> **Goal of the exercise**
Copy the records below exactly, omitting any pictures they contain.

> **Data to process**
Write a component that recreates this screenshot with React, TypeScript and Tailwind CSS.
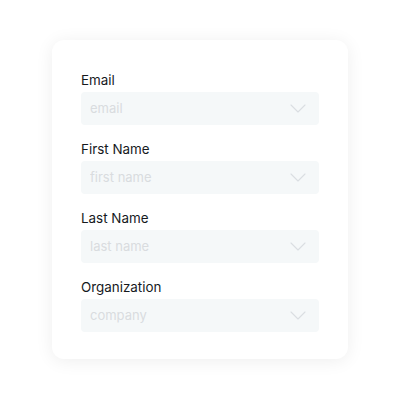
import { useState } from 'react';

const FIELDS = [
  { label: 'Email', placeholder: 'email' },
  { label: 'First Name', placeholder: 'first name' },
  { label: 'Last Name', placeholder: 'last name' },
  { label: 'Organization', placeholder: 'company' },
];

function Chevron() {
  return (
    <svg width="16" height="9" viewBox="0 0 16 9" fill="none" className="shrink-0">
      <path d="M1 1l7 7 7-7" stroke="#dadee2" strokeWidth="1.1" strokeLinecap="round" strokeLinejoin="round" />
    </svg>
  );
}

export default function App() {
  const [values, setValues] = useState<Record<string, string>>({});

  return (
    <div className="min-h-[400px] bg-white pt-[40px] pl-[52px] font-['Inter',sans-serif]">
      <div className="w-[296px] rounded-xl bg-white px-[29px] pt-[30px] pb-[27px] shadow-[0_2px_18px_rgba(0,0,0,0.07)]">
        <div className="flex flex-col gap-[14px]">
          {FIELDS.map((f) => (
            <div key={f.label} className="flex flex-col gap-[2px]">
              <label className="text-[13.4px] leading-5 text-[#16191d]">{f.label}</label>
              <div className="flex h-[33px] items-center rounded bg-[#f5f8f9] pl-[9px] pr-[13px]">
                <input
                  value={values[f.label] ?? ''}
                  onChange={(e) => setValues({ ...values, [f.label]: e.target.value })}
                  placeholder={f.placeholder}
                  className="min-w-0 flex-1 bg-transparent text-[13px] text-[#333] outline-none placeholder:text-[#d9dcdf]"
                />
                <Chevron />
              </div>
            </div>
          ))}
        </div>
      </div>
    </div>
  );
}
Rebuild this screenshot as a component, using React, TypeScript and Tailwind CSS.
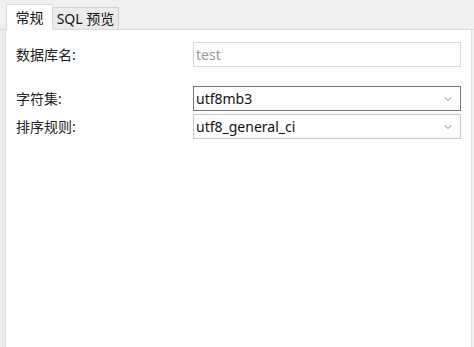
import { ChevronDown } from "lucide-react";

const FONT = "font-['Noto_Sans','Noto_Sans_CJK_SC',sans-serif]";

function Chevron() {
  return <ChevronDown className="w-[12px] h-[12px] text-[#555]" strokeWidth={1.5} />;
}

function Row({ label, children, className }: { label: string; children: React.ReactNode; className?: string }) {
  return (
    <div className={"flex items-center " + (className ?? "")}>
      <div className="w-[187px] pl-[10px] text-[14px] text-[#222]">{label}</div>
      {children}
    </div>
  );
}

export default function App() {
  return (
    <div className={"w-[474px] h-[347px] bg-[#f0f0f0] flex flex-col " + FONT}>
      <div className="flex items-end h-[30px] pl-[6px] border-b border-[#d9d9d9]">
        <div className="h-[26px] w-[47px] bg-white border-x border-t border-[#d9d9d9] -mb-px flex items-center justify-center text-[14px] text-[#111]">
          常规
        </div>
        <div className="h-[22px] w-[66px] bg-[#ebebeb] border-r border-t border-[#d0d0d0] flex items-center justify-center text-[14px] text-[#111]">
          SQL 预览
        </div>
      </div>
      <div className="flex-1 flex">
        <div className="w-[6px] bg-[#ececec] border-r border-[#dcdcdc]" />
        <div className="flex-1 bg-white border-r border-[#e2e2e2] mr-[2px] pt-[12px]">
          <Row label="数据库名:">
            <div className="w-[268px] h-[25px] border border-[#dadada] flex items-center px-[2px] text-[14px] text-[#9a9a9a]">
              test
            </div>
          </Row>
          <Row label="字符集:" className="mt-[19px]">
            <div className="w-[268px] h-[25px] border border-[#767676] flex items-center justify-between pl-[2px] pr-[6px] text-[14px] text-[#111]">
              <span>utf8mb3</span>
              <Chevron />
            </div>
          </Row>
          <Row label="排序规则:" className="mt-[3px]">
            <div className="w-[268px] h-[25px] border border-[#c9c9c9] flex items-center justify-between pl-[2px] pr-[6px] text-[14px] text-[#111]">
              <span>utf8_general_ci</span>
              <Chevron />
            </div>
          </Row>
        </div>
      </div>
    </div>
  );
}
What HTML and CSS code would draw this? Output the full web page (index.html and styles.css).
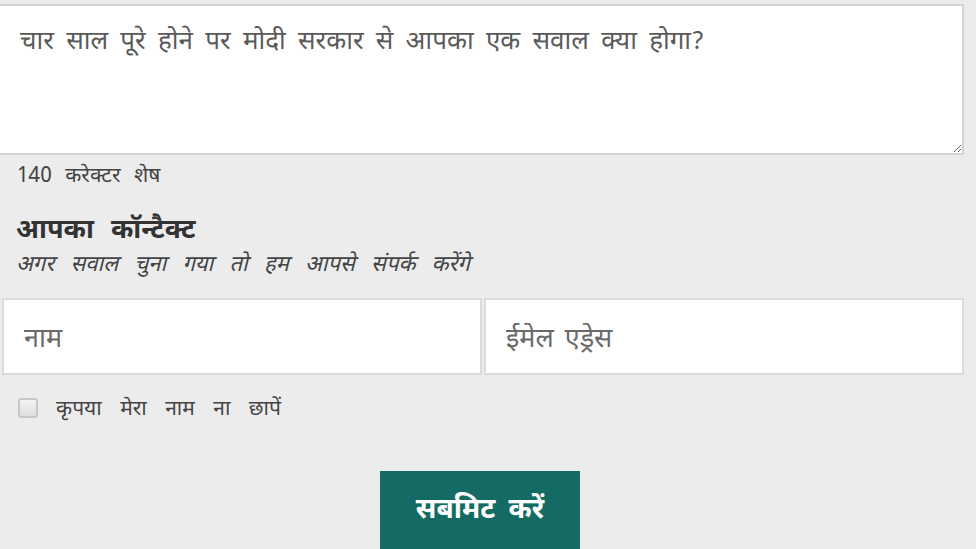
FILE: index.html
```html
<!DOCTYPE html>
<html lang="hi">
<head>
<meta charset="utf-8">
<link rel="stylesheet" href="styles.css">
</head>
<body>
<form class="form">
  <textarea class="question">चार साल पूरे होने पर मोदी सरकार से आपका एक सवाल क्या होगा?</textarea>
  <div class="count">140 करेक्टर शेष</div>
  <div class="contact">
    <div class="contact-title">आपका कॉन्टैक्ट</div>
    <div class="contact-sub">अगर सवाल चुना गया तो हम आपसे संपर्क करेंगे</div>
  </div>
  <div class="fields">
    <input class="field" type="text" placeholder="नाम">
    <input class="field" type="text" placeholder="ईमेल एड्रेस">
  </div>
  <label class="check"><span class="box"></span><span class="check-text">कृपया मेरा नाम ना छापें</span></label>
  <div class="actions"><button type="button" class="submit">सबमिट करें</button></div>
</form>
</body>
</html>
```
FILE: styles.css
```css
html, body {
  margin: 0;
  padding: 0;
  background: #ececec;
  overflow: hidden;
}
body {
  font-family: "Noto Sans Devanagari", "Lohit Devanagari", "Noto Sans", "DejaVu Sans", sans-serif;
  color: #444;
}
.form {
  width: 964px;
  display: flex;
  flex-direction: column;
  padding-top: 4px;
}
.question {
  box-sizing: border-box;
  width: 966px;
  margin-left: -2px;
  height: 151px;
  border: 2px solid #d4d4d4;
  background: #fff;
  padding: 22px 20px;
  font-family: inherit;
  font-size: 26px;
  word-spacing: 5.5px;
  line-height: 30px;
  color: #5a5a5a;
  resize: vertical;
  display: block;
}
.count {
  font-size: 21px;
  word-spacing: 8px;
  line-height: 26px;
  color: #444;
  padding: 9px 0 0 17px;
}
.contact {
  padding: 26px 0 0 16px;
}
.contact-title {
  font-size: 27px;
  font-weight: 700;
  word-spacing: 10px;
  line-height: 32px;
  color: #333;
}
.contact-sub {
  margin-top: 5px;
  font-size: 22px;
  font-style: italic;
  word-spacing: 10.5px;
  line-height: 26px;
  color: #444;
}
.fields {
  display: grid;
  grid-template-columns: 1fr 1fr;
  gap: 2px;
  margin: 19px 0 0 2px;
}
.field {
  box-sizing: border-box;
  height: 77px;
  border: 2px solid #dcdcdc;
  background: #fff;
  padding: 8px 20px 0;
  font-family: inherit;
  font-size: 27px;
  word-spacing: 4px;
  color: #555;
  outline: none;
  min-width: 0;
}
.field::placeholder {
  color: #6a6a6a;
}
.check {
  display: flex;
  align-items: center;
  gap: 18px;
  padding: 17px 0 0 18px;
  font-size: 21px;
  word-spacing: 13px;
  line-height: 26px;
  color: #444;
}
.check-text {
  padding-top: 5px;
}
.box {
  width: 16px;
  height: 16px;
  border: 2px solid #c8c8c8;
  border-radius: 3px;
  background: linear-gradient(#f4f4f4, #dedede);
}
.actions {
  display: flex;
  justify-content: center;
  padding-top: 48px;
  margin-left: -4px;
}
.submit {
  width: 200px;
  height: 90px;
  background: #146b63;
  border: 0;
  color: #fff;
  font-family: inherit;
  font-size: 28px;
  font-weight: 700;
  word-spacing: 6px;
  padding: 0 0 10px;
}
```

> **Answer to the exercise**
Write a component that recreates this screenshot with React, TypeScript and Tailwind CSS.
import { useState } from 'react';

const FIELDS = [
  { label: 'Email', placeholder: 'email' },
  { label: 'First Name', placeholder: 'first name' },
  { label: 'Last Name', placeholder: 'last name' },
  { label: 'Organization', placeholder: 'company' },
];

function Chevron() {
  return (
    <svg width="16" height="9" viewBox="0 0 16 9" fill="none" className="shrink-0">
      <path d="M1 1l7 7 7-7" stroke="#dadee2" strokeWidth="1.1" strokeLinecap="round" strokeLinejoin="round" />
    </svg>
  );
}

export default function App() {
  const [values, setValues] = useState<Record<string, string>>({});

  return (
    <div className="min-h-[400px] bg-white pt-[40px] pl-[52px] font-['Inter',sans-serif]">
      <div className="w-[296px] rounded-xl bg-white px-[29px] pt-[30px] pb-[27px] shadow-[0_2px_18px_rgba(0,0,0,0.07)]">
        <div className="flex flex-col gap-[14px]">
          {FIELDS.map((f) => (
            <div key={f.label} className="flex flex-col gap-[2px]">
              <label className="text-[13.4px] leading-5 text-[#16191d]">{f.label}</label>
              <div className="flex h-[33px] items-center rounded bg-[#f5f8f9] pl-[9px] pr-[13px]">
                <input
                  value={values[f.label] ?? ''}
                  onChange={(e) => setValues({ ...values, [f.label]: e.target.value })}
                  placeholder={f.placeholder}
                  className="min-w-0 flex-1 bg-transparent text-[13px] text-[#333] outline-none placeholder:text-[#d9dcdf]"
                />
                <Chevron />
              </div>
            </div>
          ))}
        </div>
      </div>
    </div>
  );
}
Rebuild this screenshot as a component, using React, TypeScript and Tailwind CSS.
import { ChevronDown } from "lucide-react";

const FONT = "font-['Noto_Sans','Noto_Sans_CJK_SC',sans-serif]";

function Chevron() {
  return <ChevronDown className="w-[12px] h-[12px] text-[#555]" strokeWidth={1.5} />;
}

function Row({ label, children, className }: { label: string; children: React.ReactNode; className?: string }) {
  return (
    <div className={"flex items-center " + (className ?? "")}>
      <div className="w-[187px] pl-[10px] text-[14px] text-[#222]">{label}</div>
      {children}
    </div>
  );
}

export default function App() {
  return (
    <div className={"w-[474px] h-[347px] bg-[#f0f0f0] flex flex-col " + FONT}>
      <div className="flex items-end h-[30px] pl-[6px] border-b border-[#d9d9d9]">
        <div className="h-[26px] w-[47px] bg-white border-x border-t border-[#d9d9d9] -mb-px flex items-center justify-center text-[14px] text-[#111]">
          常规
        </div>
        <div className="h-[22px] w-[66px] bg-[#ebebeb] border-r border-t border-[#d0d0d0] flex items-center justify-center text-[14px] text-[#111]">
          SQL 预览
        </div>
      </div>
      <div className="flex-1 flex">
        <div className="w-[6px] bg-[#ececec] border-r border-[#dcdcdc]" />
        <div className="flex-1 bg-white border-r border-[#e2e2e2] mr-[2px] pt-[12px]">
          <Row label="数据库名:">
            <div className="w-[268px] h-[25px] border border-[#dadada] flex items-center px-[2px] text-[14px] text-[#9a9a9a]">
              test
            </div>
          </Row>
          <Row label="字符集:" className="mt-[19px]">
            <div className="w-[268px] h-[25px] border border-[#767676] flex items-center justify-between pl-[2px] pr-[6px] text-[14px] text-[#111]">
              <span>utf8mb3</span>
              <Chevron />
            </div>
          </Row>
          <Row label="排序规则:" className="mt-[3px]">
            <div className="w-[268px] h-[25px] border border-[#c9c9c9] flex items-center justify-between pl-[2px] pr-[6px] text-[14px] text-[#111]">
              <span>utf8_general_ci</span>
              <Chevron />
            </div>
          </Row>
        </div>
      </div>
    </div>
  );
}
What HTML and CSS code would draw this? Output the full web page (index.html and styles.css).
FILE: index.html
```html
<!DOCTYPE html>
<html lang="hi">
<head>
<meta charset="utf-8">
<link rel="stylesheet" href="styles.css">
</head>
<body>
<form class="form">
  <textarea class="question">चार साल पूरे होने पर मोदी सरकार से आपका एक सवाल क्या होगा?</textarea>
  <div class="count">140 करेक्टर शेष</div>
  <div class="contact">
    <div class="contact-title">आपका कॉन्टैक्ट</div>
    <div class="contact-sub">अगर सवाल चुना गया तो हम आपसे संपर्क करेंगे</div>
  </div>
  <div class="fields">
    <input class="field" type="text" placeholder="नाम">
    <input class="field" type="text" placeholder="ईमेल एड्रेस">
  </div>
  <label class="check"><span class="box"></span><span class="check-text">कृपया मेरा नाम ना छापें</span></label>
  <div class="actions"><button type="button" class="submit">सबमिट करें</button></div>
</form>
</body>
</html>
```
FILE: styles.css
```css
html, body {
  margin: 0;
  padding: 0;
  background: #ececec;
  overflow: hidden;
}
body {
  font-family: "Noto Sans Devanagari", "Lohit Devanagari", "Noto Sans", "DejaVu Sans", sans-serif;
  color: #444;
}
.form {
  width: 964px;
  display: flex;
  flex-direction: column;
  padding-top: 4px;
}
.question {
  box-sizing: border-box;
  width: 966px;
  margin-left: -2px;
  height: 151px;
  border: 2px solid #d4d4d4;
  background: #fff;
  padding: 22px 20px;
  font-family: inherit;
  font-size: 26px;
  word-spacing: 5.5px;
  line-height: 30px;
  color: #5a5a5a;
  resize: vertical;
  display: block;
}
.count {
  font-size: 21px;
  word-spacing: 8px;
  line-height: 26px;
  color: #444;
  padding: 9px 0 0 17px;
}
.contact {
  padding: 26px 0 0 16px;
}
.contact-title {
  font-size: 27px;
  font-weight: 700;
  word-spacing: 10px;
  line-height: 32px;
  color: #333;
}
.contact-sub {
  margin-top: 5px;
  font-size: 22px;
  font-style: italic;
  word-spacing: 10.5px;
  line-height: 26px;
  color: #444;
}
.fields {
  display: grid;
  grid-template-columns: 1fr 1fr;
  gap: 2px;
  margin: 19px 0 0 2px;
}
.field {
  box-sizing: border-box;
  height: 77px;
  border: 2px solid #dcdcdc;
  background: #fff;
  padding: 8px 20px 0;
  font-family: inherit;
  font-size: 27px;
  word-spacing: 4px;
  color: #555;
  outline: none;
  min-width: 0;
}
.field::placeholder {
  color: #6a6a6a;
}
.check {
  display: flex;
  align-items: center;
  gap: 18px;
  padding: 17px 0 0 18px;
  font-size: 21px;
  word-spacing: 13px;
  line-height: 26px;
  color: #444;
}
.check-text {
  padding-top: 5px;
}
.box {
  width: 16px;
  height: 16px;
  border: 2px solid #c8c8c8;
  border-radius: 3px;
  background: linear-gradient(#f4f4f4, #dedede);
}
.actions {
  display: flex;
  justify-content: center;
  padding-top: 48px;
  margin-left: -4px;
}
.submit {
  width: 200px;
  height: 90px;
  background: #146b63;
  border: 0;
  color: #fff;
  font-family: inherit;
  font-size: 28px;
  font-weight: 700;
  word-spacing: 6px;
  padding: 0 0 10px;
}
```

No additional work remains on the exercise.